Let $\Omega$ be the following subset of the complex plane:

\Omega = \set{x + iy \mid x > 0,\ y > 0,\ \text{and } xy < 1}.

Give an example of an unbounded harmonic function on $\Omega$ that extends continuously to $\partial\Omega$ and vanishes there.

Solution.

Notice that $\p{x + iy}^2 = \p{x^2 - y^2} + 2xyi$ . Thus, for $z \in \Omega$ , we see that $0 \leq \Im{z} < 2$ and $\Re{z} \in \R$ . Conversely, given $a + ib$ such that $0 \leq b < 2$ , we can try to solve $z^2 = a + ib$ , which means

\begin{cases} x^2 - y^2 &= a, \\ 2xy &= b. \end{cases}

By inspection, we see that

x = \frac{y}{2b} \quad\text{and}\quad y \in \set{-\frac{2b\sqrt{a}}{\sqrt{1 - 4b^2}}, \frac{2b\sqrt{a}}{\sqrt{1 - 4b^2}}}.

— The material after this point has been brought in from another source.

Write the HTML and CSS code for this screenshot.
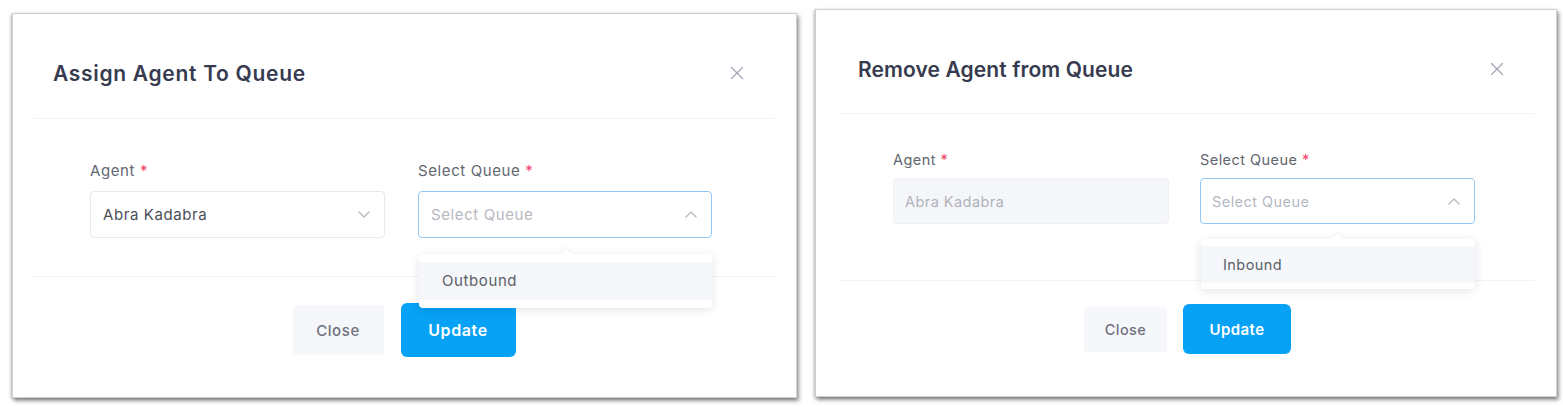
FILE: index.html
```html
<!DOCTYPE html>
<html lang="en">
<head>
<meta charset="utf-8">
<title>Agent Queue Modals</title>
<link rel="stylesheet" href="styles.css">
</head>
<body>
<div class="canvas">
  <section class="modal modal--assign">
    <header class="modal-header">
      <h2 class="modal-title">Assign Agent To Queue</h2>
      <button class="modal-close" aria-label="Close">
        <svg viewBox="0 0 14 14" width="14" height="14"><path d="M1.5 1.5 L12.5 12.5 M12.5 1.5 L1.5 12.5" stroke="currentColor" stroke-width="1.4" stroke-linecap="round" fill="none"/></svg>
      </button>
    </header>
    <div class="modal-body">
      <div class="field">
        <label class="field-label">Agent <span class="req">*</span></label>
        <div class="select">
          <span class="select-value">Abra Kadabra</span>
          <svg class="chev" viewBox="0 0 12 7" width="12" height="7"><path d="M1 1 L6 6 L11 1" stroke="currentColor" stroke-width="1.2" fill="none" stroke-linecap="round" stroke-linejoin="round"/></svg>
        </div>
      </div>
      <div class="field">
        <label class="field-label">Select Queue <span class="req">*</span></label>
        <div class="select select--focus">
          <span class="select-placeholder">Select Queue</span>
          <svg class="chev" viewBox="0 0 12 7" width="12" height="7"><path d="M1 6 L6 1 L11 6" stroke="currentColor" stroke-width="1.2" fill="none" stroke-linecap="round" stroke-linejoin="round"/></svg>
        </div>
        <div class="dropdown">
          <span class="dropdown-arrow"></span>
          <div class="dropdown-option">Outbound</div>
        </div>
      </div>
    </div>
    <footer class="modal-footer">
      <button class="btn btn-light">Close</button>
      <button class="btn btn-primary">Update</button>
    </footer>
  </section>

  <section class="modal modal--remove">
    <header class="modal-header">
      <h2 class="modal-title">Remove Agent from Queue</h2>
      <button class="modal-close" aria-label="Close">
        <svg viewBox="0 0 14 14" width="14" height="14"><path d="M1.5 1.5 L12.5 12.5 M12.5 1.5 L1.5 12.5" stroke="currentColor" stroke-width="1.4" stroke-linecap="round" fill="none"/></svg>
      </button>
    </header>
    <div class="modal-body">
      <div class="field">
        <label class="field-label">Agent <span class="req">*</span></label>
        <div class="select select--disabled">
          <span class="select-value">Abra Kadabra</span>
        </div>
      </div>
      <div class="field">
        <label class="field-label">Select Queue <span class="req">*</span></label>
        <div class="select select--focus">
          <span class="select-placeholder">Select Queue</span>
          <svg class="chev" viewBox="0 0 12 7" width="12" height="7"><path d="M1 6 L6 1 L11 6" stroke="currentColor" stroke-width="1.2" fill="none" stroke-linecap="round" stroke-linejoin="round"/></svg>
        </div>
        <div class="dropdown">
          <span class="dropdown-arrow"></span>
          <div class="dropdown-option">Inbound</div>
        </div>
      </div>
    </div>
    <footer class="modal-footer">
      <button class="btn btn-light">Close</button>
      <button class="btn btn-primary">Update</button>
    </footer>
  </section>
</div>
</body>
</html>
```
FILE: styles.css
```css
* { box-sizing: border-box; }

html, body {
  margin: 0;
  padding: 0;
  background: #ffffff;
}

body {
  font-family: Inter, "Noto Sans", "Liberation Sans", sans-serif;
  color: #3a3e50;
}

.canvas {
  display: flex;
  align-items: flex-start;
  width: 1563px;
  height: 407px;
}

.modal {
  background: #ffffff;
  border: 1px solid #cfcfcf;
  box-shadow: 2px 3px 4px rgba(0, 0, 0, 0.4), -1px 1px 3px rgba(0, 0, 0, 0.25);
  display: flex;
  flex-direction: column;
}

.modal--assign {
  margin: 13px 0 0 12px;
  width: 785px;
  height: 385px;
  padding: 0 21px 0 20px;
  letter-spacing: 0.6px;
}

.modal--remove {
  margin: 9px 0 0 18px;
  width: 742px;
  height: 388px;
  padding: 0 21px 0 24px;
  letter-spacing: 0.45px;
}

/* header */
.modal-header {
  display: flex;
  align-items: center;
  justify-content: space-between;
  border-bottom: 1px solid #f2f3f7;
}

.modal--assign .modal-header { height: 105px; padding: 14px 31px 0 20px; }
.modal--remove .modal-header { height: 104px; padding: 15px 31px 0 18px; }

.modal-title {
  margin: 0;
  font-weight: 600;
  color: #373b50;
}
.modal--assign .modal-title { font-size: 21px; letter-spacing: 0.7px; }
.modal--remove .modal-title { font-size: 21px; letter-spacing: 0.1px; }

.modal-close {
  border: 0;
  background: transparent;
  padding: 0;
  color: #a4a8b8;
  display: flex;
  cursor: pointer;
}

/* body */
.modal-body {
  display: grid;
  border-bottom: 1px solid #f2f3f7;
}
.modal--assign .modal-body {
  grid-template-columns: 295px 294px;
  column-gap: 33px;
  padding: 42px 0 38px 57px;
}
.modal--remove .modal-body {
  grid-template-columns: 276px 275px;
  column-gap: 31px;
  padding: 36px 0 56px 53px;
}

.field {
  position: relative;
  display: flex;
  flex-direction: column;
}

.field-label {
  color: #62666f;
  line-height: 20px;
}
.modal--assign .field-label { font-size: 15px; margin-bottom: 10px; }
.modal--remove .field-label { font-size: 14.5px; margin-bottom: 8px; }

.req { color: #f0436a; }

.select {
  display: flex;
  align-items: center;
  justify-content: space-between;
  border: 1px solid #e6e8ef;
  border-radius: 4px;
  background: #ffffff;
}
.modal--assign .select { height: 47px; padding: 0 14px 0 12px; font-size: 15px; }
.modal--remove .select { height: 46px; padding: 0 14px 0 11px; font-size: 14.5px; }

.select--focus {
  border: 1.5px solid #93c8f6;
}

.select--disabled {
  background: #f5f6fa;
  border-color: #eef0f5;
}

.select-value { color: #4b4f58; }
.select--disabled .select-value { color: #b0b3bb; }
.select-placeholder { color: #b5b8bf; }

.chev { color: #b3b6bd; }

/* dropdown */
.dropdown {
  position: absolute;
  left: 1px;
  right: 0;
  background: #ffffff;
  border-radius: 4px;
  box-shadow: 0 2px 10px rgba(30, 40, 70, 0.12);
  padding: 8px 0;
  z-index: 5;
}
.modal--assign .dropdown { top: 93px; }
.modal--remove .dropdown { top: 89px; padding: 7px 0 6px; }

.dropdown-arrow {
  position: absolute;
  top: -6px;
  left: 50%;
  width: 0;
  height: 0;
  margin-left: -6px;
  border-left: 6px solid transparent;
  border-right: 6px solid transparent;
  border-bottom: 6px solid #ffffff;
  filter: drop-shadow(0 -1px 1px rgba(30, 40, 70, 0.08));
}

.dropdown-option {
  background: #f5f7fa;
  color: #5b5f68;
}
.modal--assign .dropdown-option { height: 38px; line-height: 38px; padding-left: 23px; font-size: 15px; }
.modal--remove .dropdown-option { height: 37px; line-height: 37px; padding-left: 22px; font-size: 14.5px; }

/* footer */
.modal-footer {
  display: flex;
  justify-content: center;
  align-items: center;
}
.modal--assign .modal-footer { gap: 17px; padding-top: 26px; }
.modal--remove .modal-footer { gap: 16px; padding-top: 23px; }

.btn {
  border: 0;
  font-family: inherit;
  font-weight: 500;
  letter-spacing: inherit;
  cursor: pointer;
}

.btn-light {
  background: #f5f7fa;
  color: #6e717d;
  border-radius: 4px;
}
.modal--assign .btn-light { width: 91px; height: 50px; font-size: 15px; }
.modal--remove .btn-light { width: 83px; height: 45px; font-size: 14.5px; }

.btn-primary {
  background: #07a1f5;
  color: #ffffff;
  font-weight: 600;
  border-radius: 6px;
}
.modal--assign .btn-primary { width: 115px; height: 54px; font-size: 16px; }
.modal--remove .btn-primary { width: 108px; height: 50px; font-size: 15px; }
```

Since $b \geq 0$ , we see that $x$ and $y$ satisfying the above will have the same sign. Since $b < 2$ , the second equation implies $xy < 1$ , so $z^2 = a + ib$ has a unique solution in $\Omega$ for any $a + ib$ in the strip $S = \set{0 \leq \Im{z} < 2}$ . Thus, the map $\func{\phi}{\Omega}{S}$ , $z \mapsto z^2$ is a conformal map.

Notice that $\phi$ extends continuously to the boundary. Moreover, if $x = 0$ , then $\phi\p{x + iy} = -y^2$ and if $y = 0$ , then $\phi\p{x} = x^2$ . In either case, $\phi$ maps the the axes to the real line. Also, if $xy = 1$ , then $\phi\p{x + iy} = x^2 - y^2 + 2i$ , so the curve $xy = 1$ in the upper-half plane is mapped into the line $y = 2i$ .

In light of $\phi$ , it suffices to find an unbounded harmonic function which vanishes on $y = 0$ and $y = 2i$ . One such choice is $v\p{z} = \Im{e^{\pi z}}$ , since $e^{\pi z}$ is purely real on these lines. It is also unbounded, since $v\p{x + \frac{i}{4}} = e^{\pi x}\sin\frac{\pi}{4} \xrightarrow{x\to\infty} \infty$ . Thus,

u\p{z} = v\p{\phi\p{z}} = \Im{e^{\pi z^2}}

works.